I have people write in my literary worlds as well. There’s an organization called the International Association of Media Tie-in Writers. It’s for people who write in other people’s licensed worlds – like Star Wars, Star Trek, CSI, as well as movies and even video games. I’m currently the president of that organization. I’ve been able to write short stories, comics, and novels about other people’s amazing characters. I’ve done work with Hellboy, Planet of the Apes, True Blood, John Carter of Mars, Aliens vs Predator, X-files — some of that stuff was written because I went after it. Some of it was written because my very first best-seller was a tie-in to The Wolfman.
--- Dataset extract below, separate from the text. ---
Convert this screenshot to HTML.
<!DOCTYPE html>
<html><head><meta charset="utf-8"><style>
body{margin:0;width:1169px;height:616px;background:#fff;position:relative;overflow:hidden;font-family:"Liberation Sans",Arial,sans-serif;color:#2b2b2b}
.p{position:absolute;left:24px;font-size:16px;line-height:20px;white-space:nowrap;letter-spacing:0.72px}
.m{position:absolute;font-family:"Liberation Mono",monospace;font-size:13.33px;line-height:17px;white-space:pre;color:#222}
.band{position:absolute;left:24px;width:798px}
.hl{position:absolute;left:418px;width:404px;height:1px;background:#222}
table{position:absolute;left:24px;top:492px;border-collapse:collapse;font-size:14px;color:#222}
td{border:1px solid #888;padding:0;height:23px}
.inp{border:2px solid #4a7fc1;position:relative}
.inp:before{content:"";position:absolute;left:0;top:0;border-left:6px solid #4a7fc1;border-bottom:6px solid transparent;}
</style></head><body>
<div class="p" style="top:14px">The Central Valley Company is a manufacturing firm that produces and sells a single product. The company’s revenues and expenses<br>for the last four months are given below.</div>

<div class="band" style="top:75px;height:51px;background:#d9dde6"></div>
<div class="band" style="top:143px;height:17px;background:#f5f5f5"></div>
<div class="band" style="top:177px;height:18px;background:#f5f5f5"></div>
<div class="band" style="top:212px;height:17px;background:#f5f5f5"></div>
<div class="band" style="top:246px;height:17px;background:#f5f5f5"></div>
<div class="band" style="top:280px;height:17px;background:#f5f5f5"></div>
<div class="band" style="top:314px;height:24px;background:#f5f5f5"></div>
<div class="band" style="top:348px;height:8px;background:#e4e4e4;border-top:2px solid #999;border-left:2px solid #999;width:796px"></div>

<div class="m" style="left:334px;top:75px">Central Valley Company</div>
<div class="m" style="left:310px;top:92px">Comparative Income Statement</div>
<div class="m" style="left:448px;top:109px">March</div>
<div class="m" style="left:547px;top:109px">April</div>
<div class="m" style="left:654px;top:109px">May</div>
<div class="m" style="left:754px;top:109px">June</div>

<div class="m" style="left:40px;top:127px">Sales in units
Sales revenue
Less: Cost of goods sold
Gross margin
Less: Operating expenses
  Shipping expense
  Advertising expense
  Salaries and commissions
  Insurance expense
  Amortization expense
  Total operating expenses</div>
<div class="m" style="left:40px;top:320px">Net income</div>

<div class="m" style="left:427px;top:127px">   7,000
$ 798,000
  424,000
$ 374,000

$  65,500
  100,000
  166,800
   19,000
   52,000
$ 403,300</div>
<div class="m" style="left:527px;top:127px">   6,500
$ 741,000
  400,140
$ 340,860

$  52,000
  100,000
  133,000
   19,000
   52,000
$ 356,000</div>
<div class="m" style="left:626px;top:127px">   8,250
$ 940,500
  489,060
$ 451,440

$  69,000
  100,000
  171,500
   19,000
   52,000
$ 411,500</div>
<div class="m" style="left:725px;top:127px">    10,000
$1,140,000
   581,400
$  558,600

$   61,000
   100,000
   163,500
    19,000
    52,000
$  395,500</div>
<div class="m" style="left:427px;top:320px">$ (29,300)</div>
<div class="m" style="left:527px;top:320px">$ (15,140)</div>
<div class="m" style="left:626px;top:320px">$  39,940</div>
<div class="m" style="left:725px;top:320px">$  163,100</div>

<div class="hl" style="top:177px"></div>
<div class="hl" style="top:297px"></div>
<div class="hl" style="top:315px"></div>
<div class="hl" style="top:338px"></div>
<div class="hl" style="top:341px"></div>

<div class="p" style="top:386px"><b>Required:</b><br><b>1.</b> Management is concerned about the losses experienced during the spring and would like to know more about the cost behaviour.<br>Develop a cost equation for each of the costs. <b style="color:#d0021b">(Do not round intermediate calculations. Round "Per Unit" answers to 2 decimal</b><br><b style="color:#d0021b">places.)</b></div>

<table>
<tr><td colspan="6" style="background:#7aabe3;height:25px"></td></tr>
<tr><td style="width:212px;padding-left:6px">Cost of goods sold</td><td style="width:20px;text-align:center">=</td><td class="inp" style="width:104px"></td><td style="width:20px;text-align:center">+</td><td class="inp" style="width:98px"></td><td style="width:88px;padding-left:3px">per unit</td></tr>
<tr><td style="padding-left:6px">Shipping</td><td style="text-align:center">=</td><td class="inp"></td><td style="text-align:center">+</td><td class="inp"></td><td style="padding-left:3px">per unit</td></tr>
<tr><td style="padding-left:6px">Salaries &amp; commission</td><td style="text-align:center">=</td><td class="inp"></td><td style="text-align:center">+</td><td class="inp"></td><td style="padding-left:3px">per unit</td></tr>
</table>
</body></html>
I enjoy exploring those worlds. Marvel really got me started with that because when they contacted me and asked me if I wanted to write, the first thing they offered me was a short (8-page) Wolverine script. I’ve read a lot of Wolverine comics, and those comics were not all written by the same person; they were written by dozens of writers. So it’s a matter of learning what is kept as bedrock by all writers working on that license and then to find an entry to tell something new without reinventing someone else’s character.
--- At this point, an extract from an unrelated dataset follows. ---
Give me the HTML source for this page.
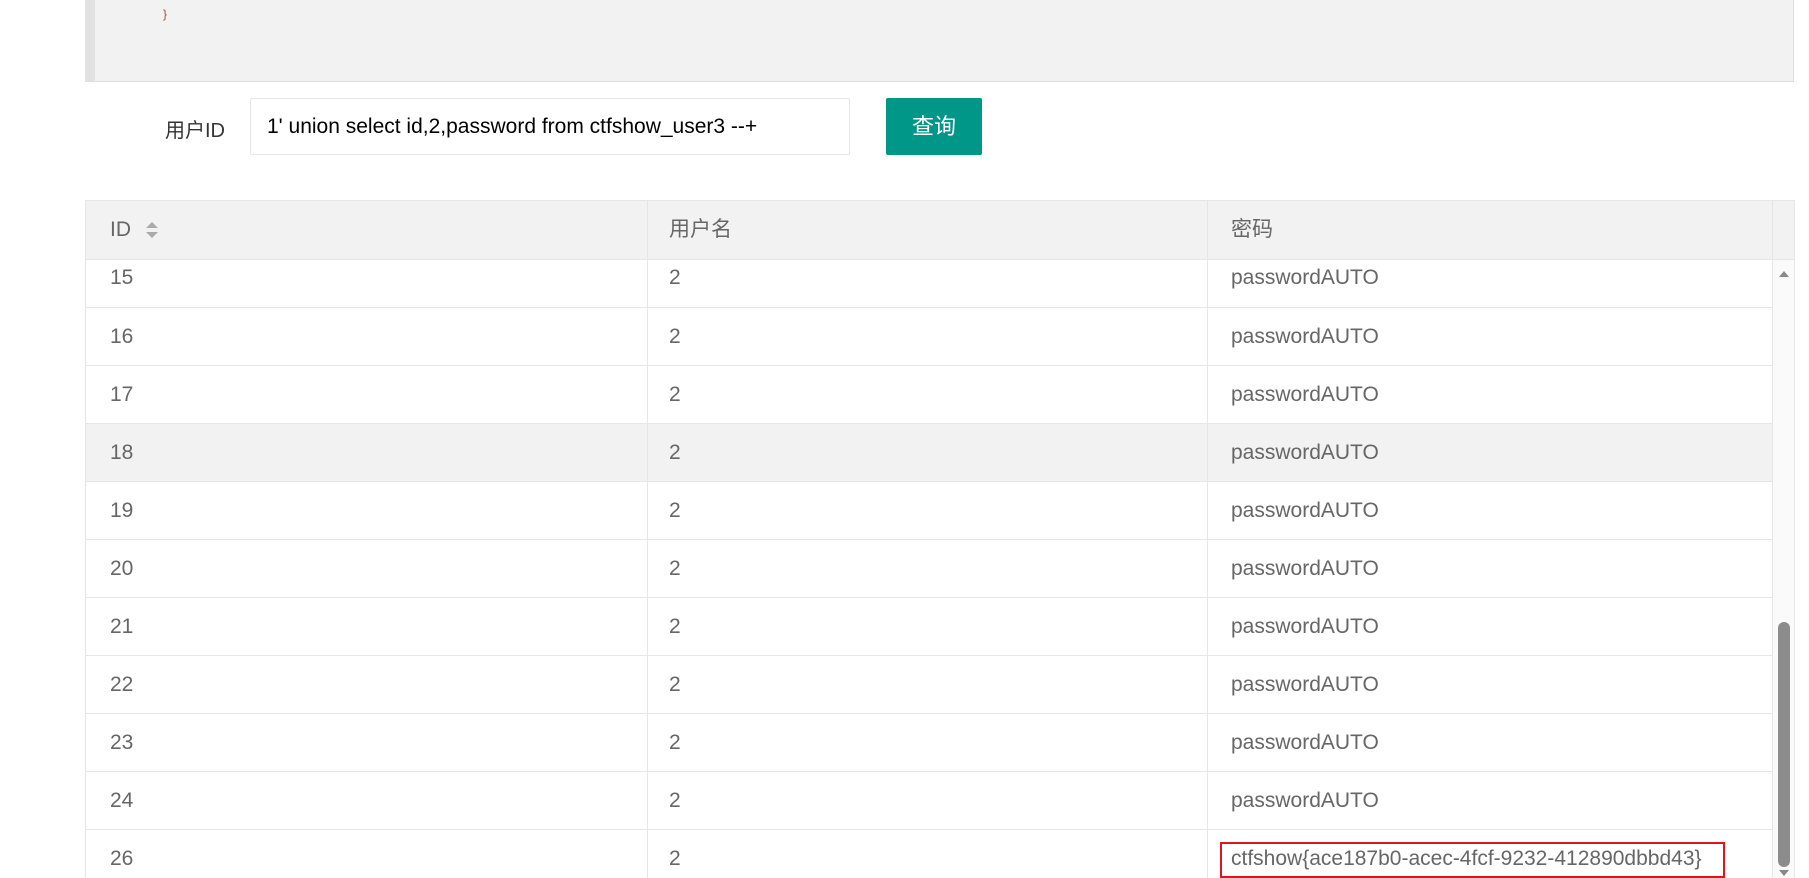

Like, you’re never going to turn Wolverine into someone who is just passive, that’s not him. Punisher is never going to start regretting killing a bad guy. So what you’re looking for is another element of their life that you would like to add another note to. With Wolverine, I ended up having him have to kill the Japanese woman he was in love with. That scenario was created by another writer years back, but like all stories there are untold “moments” that invite new ideas. My focus was on what the psychological effect on him was, and the inner turmoil that resulted from so tragic an act.
With The Punisher they don’t want you to change The Punisher’s personality so I gave him side characters who served the role of bringing personality, humor and other points of view somewhat into it.